Wednesday, 6 February 2013

Fearful horses

So I made these knife rests for a friend who lives in Kentucky. I haven’t sent them yet even though they have been completed since last summer. Why? Because of fear. What if she doesn’t like them? I rarely share my work and every time someone buys one of my pieces I am surprised. So in honour of sharing and responsibility here they are.

So why the lack of confidence? I have had some wonderful art teachers, including one who has encouraged me ever since high school (many moons ago!) But I have also had some really bad ones whose criticism made me fearful of producing work for these teachers. And even though I have continued to produce art all my life, I have never considered myself an artist.

And this is why art education done well is so important. Confidence is such a fragile thing and so is the belief in one’s vision. I am sad when I see elementary teachers muck up art assignments by telling students what they want as product rather than just teaching the method and then allowing students to create. Done well, art, drama and physical movement can be incorporated into every area of the curriculum.

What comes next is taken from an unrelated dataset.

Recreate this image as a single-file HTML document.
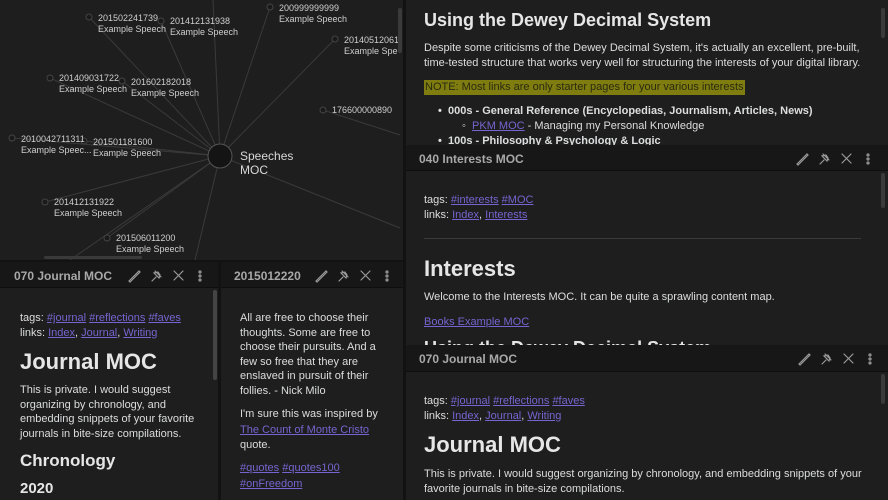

And this brings me back to Sue Waters' blog about commenting. And while this is a cliche the old adage “If you don’t have anything nice to say don’t say anything at all,” really holds true. While many people have been blogging for a long time those of us who are new to the experience are still in that fragile, tentative stage of sharing and may be easily dissuaded from sharing by a negative experience. Feedback is crucial for growth to occur, but learning how to give feedback that is timely, reflective, positive and thought provoking is a skill that constantly needs to be developed and improved. So do I believe commenting counts? You betcha!


  1. Hi Karen:

    Thanks so much for sharing your artworks! I think they're lovely, and, like the person who commented on flickr, want to know how they're used. I honestly have never seen knife rests before, though I've seen spoon rests--little plates or bowls that you put your spoon on after stirring something, when you want to stir again.

    I completely agree with you about confidence and commenting on things you put out to the public. I started my own blog just for the sake of being able to reflect on my teaching, and I didn't publicize it at all (I teach philosophy at the University of British Columbia). Then, when one of my students found the blog and started emailing me about it, giving me comments on what I was saying, I kind of freaked out. I was really nervous to engage in a conversation for the first time about what I had written. It turned out to be a great conversation, a great introduction to putting things out in public.

    Slowly, I've been able to have the courage to publicize my blog more by building a twitter network and putting my posts out through that, as well as joining a mooc (etmooc--are you part of that too?) that has brought more readers to my blog and more conversations. I'm finally getting to the point where I really enjoy having people comment on my blog, and the conversations that ensue.

    But if my first one or two or three experiences with it had been bad, my confidence would have dropped and I probably wouldn't have continued.

    You're right that giving feedback that is "timely, reflective, positive and thought provoking" is crucial, and skill that comes with practice. I'm still working on that. Many of my comments are along the lines of this one--saying that I appreciate something that one says, and have a similar experience. I hope those sorts of comments are helpful, at least for the purpose of letting people know there are others out there who are reading, and who appreciate what is being said!

  2. Okay, silly me...of course you're in etmooc! I just noticed the name of your blog!

  3. Not silly! I make mistakes like this all the time. And I appreciate your feedback which I did find thoughtful and reflective. So much of our self image is on the line when we share that I can see why only those with a strong sense of self are able to share fully immediately, while those of us who are "fearful" about the process uncurl slowly. I am new to this process and I expect I am beginning to embrace this experience because I am still cradled in a safe "etmooc" womb. I'm not so sure I'd be able to share if it wasn't for this environment.

    As for the knife rests, they are common in Europe. You rest your knife on it between courses so your table clothe doesn't get dirty. And thanks for letting me know about the Flickr comment. I hadn't even checked.